▸ BRIEF:
Skip the pictures. Reproduce all other material exactly.

▸ MATERIAL PROVIDED:
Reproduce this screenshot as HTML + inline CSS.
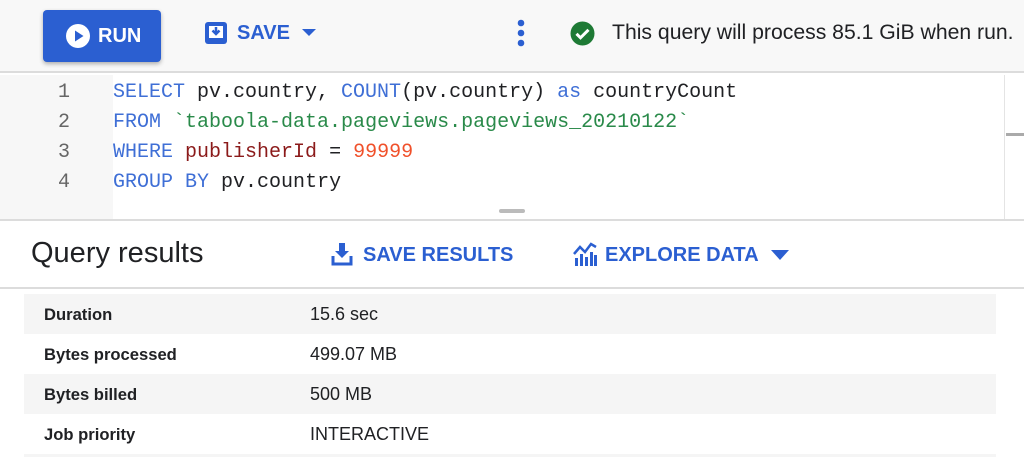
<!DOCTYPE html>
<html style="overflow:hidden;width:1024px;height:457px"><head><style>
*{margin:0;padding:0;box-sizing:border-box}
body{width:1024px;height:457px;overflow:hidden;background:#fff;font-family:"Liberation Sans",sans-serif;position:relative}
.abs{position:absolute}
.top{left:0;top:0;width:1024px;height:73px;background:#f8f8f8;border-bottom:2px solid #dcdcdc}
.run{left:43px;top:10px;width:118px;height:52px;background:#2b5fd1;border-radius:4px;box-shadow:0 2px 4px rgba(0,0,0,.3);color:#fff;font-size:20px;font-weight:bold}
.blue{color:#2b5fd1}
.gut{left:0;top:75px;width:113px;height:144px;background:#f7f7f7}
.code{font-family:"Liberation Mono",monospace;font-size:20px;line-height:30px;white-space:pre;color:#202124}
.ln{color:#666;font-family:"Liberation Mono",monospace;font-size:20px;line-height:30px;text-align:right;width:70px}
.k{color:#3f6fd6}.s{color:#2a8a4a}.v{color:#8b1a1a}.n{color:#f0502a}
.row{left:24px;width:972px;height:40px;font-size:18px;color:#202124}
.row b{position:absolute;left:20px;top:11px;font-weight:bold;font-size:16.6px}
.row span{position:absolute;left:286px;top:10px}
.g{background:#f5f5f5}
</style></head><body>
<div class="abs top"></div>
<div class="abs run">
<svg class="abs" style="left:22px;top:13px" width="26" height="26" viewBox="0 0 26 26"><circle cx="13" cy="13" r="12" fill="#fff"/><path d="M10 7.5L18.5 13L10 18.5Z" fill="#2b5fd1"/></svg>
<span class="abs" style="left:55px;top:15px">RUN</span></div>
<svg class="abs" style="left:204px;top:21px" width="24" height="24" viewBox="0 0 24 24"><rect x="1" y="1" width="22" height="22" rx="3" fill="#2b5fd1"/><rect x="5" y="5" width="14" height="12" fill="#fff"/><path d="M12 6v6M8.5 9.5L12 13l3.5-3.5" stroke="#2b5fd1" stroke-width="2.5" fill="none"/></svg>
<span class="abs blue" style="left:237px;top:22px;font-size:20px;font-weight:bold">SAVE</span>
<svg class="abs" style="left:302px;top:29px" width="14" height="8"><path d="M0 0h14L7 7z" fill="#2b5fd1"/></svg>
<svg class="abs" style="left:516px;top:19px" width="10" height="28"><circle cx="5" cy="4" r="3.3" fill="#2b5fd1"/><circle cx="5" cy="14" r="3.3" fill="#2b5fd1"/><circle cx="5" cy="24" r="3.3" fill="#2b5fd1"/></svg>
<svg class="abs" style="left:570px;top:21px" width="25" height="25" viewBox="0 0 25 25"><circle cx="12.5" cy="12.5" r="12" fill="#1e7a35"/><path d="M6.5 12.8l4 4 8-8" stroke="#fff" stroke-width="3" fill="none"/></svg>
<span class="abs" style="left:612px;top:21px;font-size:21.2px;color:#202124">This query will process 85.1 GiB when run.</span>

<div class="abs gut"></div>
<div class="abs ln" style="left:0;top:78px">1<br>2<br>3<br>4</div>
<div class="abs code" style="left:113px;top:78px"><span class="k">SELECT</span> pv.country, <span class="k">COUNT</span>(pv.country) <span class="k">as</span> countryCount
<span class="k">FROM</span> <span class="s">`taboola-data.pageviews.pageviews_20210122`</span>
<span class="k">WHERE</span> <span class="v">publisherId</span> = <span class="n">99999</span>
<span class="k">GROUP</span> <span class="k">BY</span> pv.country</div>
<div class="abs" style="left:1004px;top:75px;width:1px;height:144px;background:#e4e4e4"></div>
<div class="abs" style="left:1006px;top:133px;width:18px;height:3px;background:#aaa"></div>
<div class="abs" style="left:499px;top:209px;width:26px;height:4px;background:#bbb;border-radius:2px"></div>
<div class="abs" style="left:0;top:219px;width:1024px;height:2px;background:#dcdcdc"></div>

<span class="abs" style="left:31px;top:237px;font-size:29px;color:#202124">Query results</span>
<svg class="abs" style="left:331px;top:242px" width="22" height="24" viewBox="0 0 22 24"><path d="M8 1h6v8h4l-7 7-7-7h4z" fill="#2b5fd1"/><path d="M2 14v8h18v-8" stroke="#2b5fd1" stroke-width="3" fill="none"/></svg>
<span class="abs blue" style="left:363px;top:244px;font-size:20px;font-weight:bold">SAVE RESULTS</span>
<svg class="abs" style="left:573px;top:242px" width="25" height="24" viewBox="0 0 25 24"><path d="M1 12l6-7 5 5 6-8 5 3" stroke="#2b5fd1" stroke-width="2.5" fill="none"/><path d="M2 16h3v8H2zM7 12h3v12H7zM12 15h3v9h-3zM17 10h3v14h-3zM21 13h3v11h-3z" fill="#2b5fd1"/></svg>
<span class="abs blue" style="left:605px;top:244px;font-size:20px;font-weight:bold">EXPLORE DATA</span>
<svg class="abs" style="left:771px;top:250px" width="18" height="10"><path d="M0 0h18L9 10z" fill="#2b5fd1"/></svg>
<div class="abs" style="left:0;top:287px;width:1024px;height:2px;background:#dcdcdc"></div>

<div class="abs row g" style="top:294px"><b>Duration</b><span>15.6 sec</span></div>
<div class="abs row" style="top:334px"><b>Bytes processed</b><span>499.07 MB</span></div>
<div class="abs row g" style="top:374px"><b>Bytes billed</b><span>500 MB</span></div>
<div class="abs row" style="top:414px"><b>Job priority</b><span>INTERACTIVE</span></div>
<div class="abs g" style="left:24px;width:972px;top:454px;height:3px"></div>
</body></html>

▸ TASK SOLUTION:
Reproduce this screenshot as HTML + inline CSS.
<!DOCTYPE html>
<html style="overflow:hidden;width:1024px;height:457px"><head><style>
*{margin:0;padding:0;box-sizing:border-box}
body{width:1024px;height:457px;overflow:hidden;background:#fff;font-family:"Liberation Sans",sans-serif;position:relative}
.abs{position:absolute}
.top{left:0;top:0;width:1024px;height:73px;background:#f8f8f8;border-bottom:2px solid #dcdcdc}
.run{left:43px;top:10px;width:118px;height:52px;background:#2b5fd1;border-radius:4px;box-shadow:0 2px 4px rgba(0,0,0,.3);color:#fff;font-size:20px;font-weight:bold}
.blue{color:#2b5fd1}
.gut{left:0;top:75px;width:113px;height:144px;background:#f7f7f7}
.code{font-family:"Liberation Mono",monospace;font-size:20px;line-height:30px;white-space:pre;color:#202124}
.ln{color:#666;font-family:"Liberation Mono",monospace;font-size:20px;line-height:30px;text-align:right;width:70px}
.k{color:#3f6fd6}.s{color:#2a8a4a}.v{color:#8b1a1a}.n{color:#f0502a}
.row{left:24px;width:972px;height:40px;font-size:18px;color:#202124}
.row b{position:absolute;left:20px;top:11px;font-weight:bold;font-size:16.6px}
.row span{position:absolute;left:286px;top:10px}
.g{background:#f5f5f5}
</style></head><body>
<div class="abs top"></div>
<div class="abs run">
<svg class="abs" style="left:22px;top:13px" width="26" height="26" viewBox="0 0 26 26"><circle cx="13" cy="13" r="12" fill="#fff"/><path d="M10 7.5L18.5 13L10 18.5Z" fill="#2b5fd1"/></svg>
<span class="abs" style="left:55px;top:15px">RUN</span></div>
<svg class="abs" style="left:204px;top:21px" width="24" height="24" viewBox="0 0 24 24"><rect x="1" y="1" width="22" height="22" rx="3" fill="#2b5fd1"/><rect x="5" y="5" width="14" height="12" fill="#fff"/><path d="M12 6v6M8.5 9.5L12 13l3.5-3.5" stroke="#2b5fd1" stroke-width="2.5" fill="none"/></svg>
<span class="abs blue" style="left:237px;top:22px;font-size:20px;font-weight:bold">SAVE</span>
<svg class="abs" style="left:302px;top:29px" width="14" height="8"><path d="M0 0h14L7 7z" fill="#2b5fd1"/></svg>
<svg class="abs" style="left:516px;top:19px" width="10" height="28"><circle cx="5" cy="4" r="3.3" fill="#2b5fd1"/><circle cx="5" cy="14" r="3.3" fill="#2b5fd1"/><circle cx="5" cy="24" r="3.3" fill="#2b5fd1"/></svg>
<svg class="abs" style="left:570px;top:21px" width="25" height="25" viewBox="0 0 25 25"><circle cx="12.5" cy="12.5" r="12" fill="#1e7a35"/><path d="M6.5 12.8l4 4 8-8" stroke="#fff" stroke-width="3" fill="none"/></svg>
<span class="abs" style="left:612px;top:21px;font-size:21.2px;color:#202124">This query will process 85.1 GiB when run.</span>

<div class="abs gut"></div>
<div class="abs ln" style="left:0;top:78px">1<br>2<br>3<br>4</div>
<div class="abs code" style="left:113px;top:78px"><span class="k">SELECT</span> pv.country, <span class="k">COUNT</span>(pv.country) <span class="k">as</span> countryCount
<span class="k">FROM</span> <span class="s">`taboola-data.pageviews.pageviews_20210122`</span>
<span class="k">WHERE</span> <span class="v">publisherId</span> = <span class="n">99999</span>
<span class="k">GROUP</span> <span class="k">BY</span> pv.country</div>
<div class="abs" style="left:1004px;top:75px;width:1px;height:144px;background:#e4e4e4"></div>
<div class="abs" style="left:1006px;top:133px;width:18px;height:3px;background:#aaa"></div>
<div class="abs" style="left:499px;top:209px;width:26px;height:4px;background:#bbb;border-radius:2px"></div>
<div class="abs" style="left:0;top:219px;width:1024px;height:2px;background:#dcdcdc"></div>

<span class="abs" style="left:31px;top:237px;font-size:29px;color:#202124">Query results</span>
<svg class="abs" style="left:331px;top:242px" width="22" height="24" viewBox="0 0 22 24"><path d="M8 1h6v8h4l-7 7-7-7h4z" fill="#2b5fd1"/><path d="M2 14v8h18v-8" stroke="#2b5fd1" stroke-width="3" fill="none"/></svg>
<span class="abs blue" style="left:363px;top:244px;font-size:20px;font-weight:bold">SAVE RESULTS</span>
<svg class="abs" style="left:573px;top:242px" width="25" height="24" viewBox="0 0 25 24"><path d="M1 12l6-7 5 5 6-8 5 3" stroke="#2b5fd1" stroke-width="2.5" fill="none"/><path d="M2 16h3v8H2zM7 12h3v12H7zM12 15h3v9h-3zM17 10h3v14h-3zM21 13h3v11h-3z" fill="#2b5fd1"/></svg>
<span class="abs blue" style="left:605px;top:244px;font-size:20px;font-weight:bold">EXPLORE DATA</span>
<svg class="abs" style="left:771px;top:250px" width="18" height="10"><path d="M0 0h18L9 10z" fill="#2b5fd1"/></svg>
<div class="abs" style="left:0;top:287px;width:1024px;height:2px;background:#dcdcdc"></div>

<div class="abs row g" style="top:294px"><b>Duration</b><span>15.6 sec</span></div>
<div class="abs row" style="top:334px"><b>Bytes processed</b><span>499.07 MB</span></div>
<div class="abs row g" style="top:374px"><b>Bytes billed</b><span>500 MB</span></div>
<div class="abs row" style="top:414px"><b>Job priority</b><span>INTERACTIVE</span></div>
<div class="abs g" style="left:24px;width:972px;top:454px;height:3px"></div>
</body></html>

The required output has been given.